Dinheiro ? Além das invasões, a Aracruz também tem sofrido com a desvalorização cambial. O sr. já havia declarado que o dólar baixo não era uma preocupação, mas a empresa acaba de aderir ao hedge (proteção através de arbitragens no mercado financeiro). Mudou de idéia?
AGUIAR
? Quando eu disse que não estava preocupado, o dólar estava a R$ 2,35, uma boa cotação pois força as empresas a aumentarem a produtividade. Mas a R$ 2,10, os custos crescem muito. Tivemos de nos adaptar ao novo cenário.

Dinheiro ? Depois da Veracel, qual será o próximo projeto da Aracruz?
AGUIAR
? Vamos duplicar a Veracel.

Dinheiro ? Mas ela mal foi inaugurada?
AGUIAR
? Mas para crescer é preciso começar cedo, por isso já iniciamos o planejamento. Estamos também trabalhando na otimização das fábricas no Espírito Santo, um projeto de US$ 200 milhões que aumentará a produção em 200 mil toneladas. Além disso, estamos investindo R$ 60 milhões para a ampliação do porto. Vamos terminar o ano com 3 milhões de toneladas. Até 2015, a idéia é chegar a 6 milhões.

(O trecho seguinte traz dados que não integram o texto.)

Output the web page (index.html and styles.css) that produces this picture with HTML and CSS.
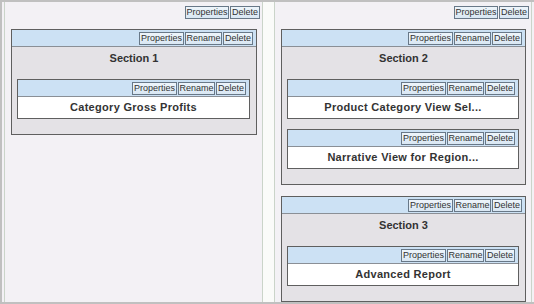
FILE: index.html
```html
<!DOCTYPE html>
<html lang="en">
<head>
    <meta charset="UTF-8">
    <title>Page Layout</title>
    <link rel="stylesheet" href="styles.css">
</head>
<body>
    <div class="layout">
        <div class="column">
            <div class="column-bar">
                <span class="btn">Properties</span><span class="btn">Delete</span>
            </div>
            <div class="section">
                <div class="bar">
                    <span class="btn">Properties</span><span class="btn">Rename</span><span class="btn">Delete</span>
                </div>
                <div class="section-title">Section 1</div>
                <div class="view">
                    <div class="bar">
                        <span class="btn">Properties</span><span class="btn">Rename</span><span class="btn">Delete</span>
                    </div>
                    <div class="view-title">Category Gross Profits</div>
                </div>
            </div>
        </div>
        <div class="column">
            <div class="column-bar">
                <span class="btn">Properties</span><span class="btn">Delete</span>
            </div>
            <div class="section">
                <div class="bar">
                    <span class="btn">Properties</span><span class="btn">Rename</span><span class="btn">Delete</span>
                </div>
                <div class="section-title">Section 2</div>
                <div class="view">
                    <div class="bar">
                        <span class="btn">Properties</span><span class="btn">Rename</span><span class="btn">Delete</span>
                    </div>
                    <div class="view-title">Product Category View Sel...</div>
                </div>
                <div class="view">
                    <div class="bar">
                        <span class="btn">Properties</span><span class="btn">Rename</span><span class="btn">Delete</span>
                    </div>
                    <div class="view-title">Narrative View for Region...</div>
                </div>
            </div>
            <div class="section">
                <div class="bar">
                    <span class="btn">Properties</span><span class="btn">Rename</span><span class="btn">Delete</span>
                </div>
                <div class="section-title">Section 3</div>
                <div class="view">
                    <div class="bar">
                        <span class="btn">Properties</span><span class="btn">Rename</span><span class="btn">Delete</span>
                    </div>
                    <div class="view-title">Advanced Report</div>
                </div>
            </div>
        </div>
    </div>
</body>
</html>
```

FILE: styles.css
```css
body {
    margin: 0;
    background-color: #fafbf9;
    font-family: "Liberation Sans", Arial, sans-serif;
    color: #333;
}
.layout {
    display: grid;
    grid-template-columns: 259px 258px;
    column-gap: 11px;
    height: 300px;
    padding: 0 2px;
    border-top: 2px solid #c0c0c0;
    border-bottom: 2px solid #c0c0c0;
    border-left: 2px solid #c0c0c0;
    background-color: #f3f1f5;
}
.column {
    background-color: #f3f1f5;
    border-left: 1px solid #cad4c9;
    border-right: 1px solid #cad4c9;
    overflow: hidden;
}
.layout .column + .column {
    box-shadow: -11px 0 0 #fafbf9;
}
.column-bar {
    display: flex;
    justify-content: flex-end;
    padding: 4px 2px 0 0;
}
.btn {
    display: inline-block;
    height: 11px;
    line-height: 11px;
    padding: 0 1px 0 0.5px;
    margin-left: 1px;
    font-size: 9px;
    color: #333;
    background: linear-gradient(#eef5fb, #d9e7f3);
    border: 1px solid #687888;
    white-space: nowrap;
}
.section {
    margin: 10px 5px 11px 6px;
    background-color: #e4e2e6;
    border: 1px solid #5f5f5f;
    padding-bottom: 15px;
}
.bar {
    display: flex;
    justify-content: flex-end;
    height: 13px;
    padding: 2px 3px 1px 0;
    background-color: #cce1f4;
    border-bottom: 1px solid #8a8f96;
}
.section-title {
    padding: 4px 0 13px;
    line-height: 15px;
    font-size: 11px;
    font-weight: bold;
    text-align: center;
}
.view {
    margin: 0 6px 0 5px;
    background-color: #fff;
    border: 1px solid #5f5f5f;
}
.view + .view {
    margin-top: 10px;
}
.view-title {
    padding: 3px 0;
    line-height: 15px;
    font-size: 11px;
    font-weight: bold;
    letter-spacing: 0.3px;
    text-align: center;
}
```
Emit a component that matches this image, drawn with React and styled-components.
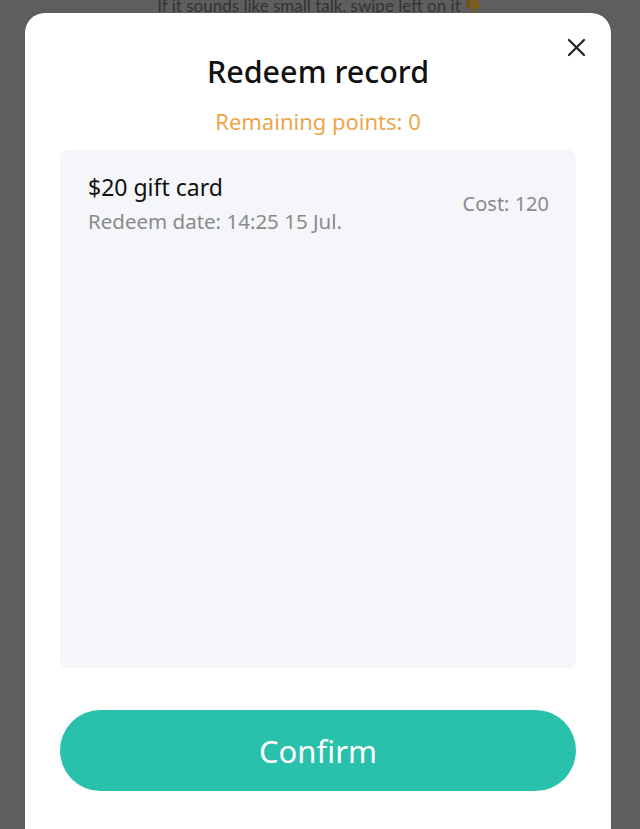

Dinheiro ? Houve, recentemente, no setor de siderurgia movimentos importantes na direção de sua consolidação. Essa tendência vai chegar na indústria de papel e celulose?
AGUIAR
? A gente já tem visto nos Estados Unidos e na Europa bastante movimentação em torno da consolidação do setor de papel. No Brasil, a Riocell foi comprada pela Aracruz e a Ripasa, por Votorantim e Suzano. Sobraram as grandes. Daqui para frente, movimentos como estes devem demorar mais em função da característica das empresas brasileiras, ainda pertencentes a grupos familiares. Há um entendimento de que essa é a direção, mas existe um timing para que isso aconteça. As empresas brasileiras são grandes para o País, mas vulneráveis em termos globais. Mais cedo ou mais tarde, teremos de nos fortalecer.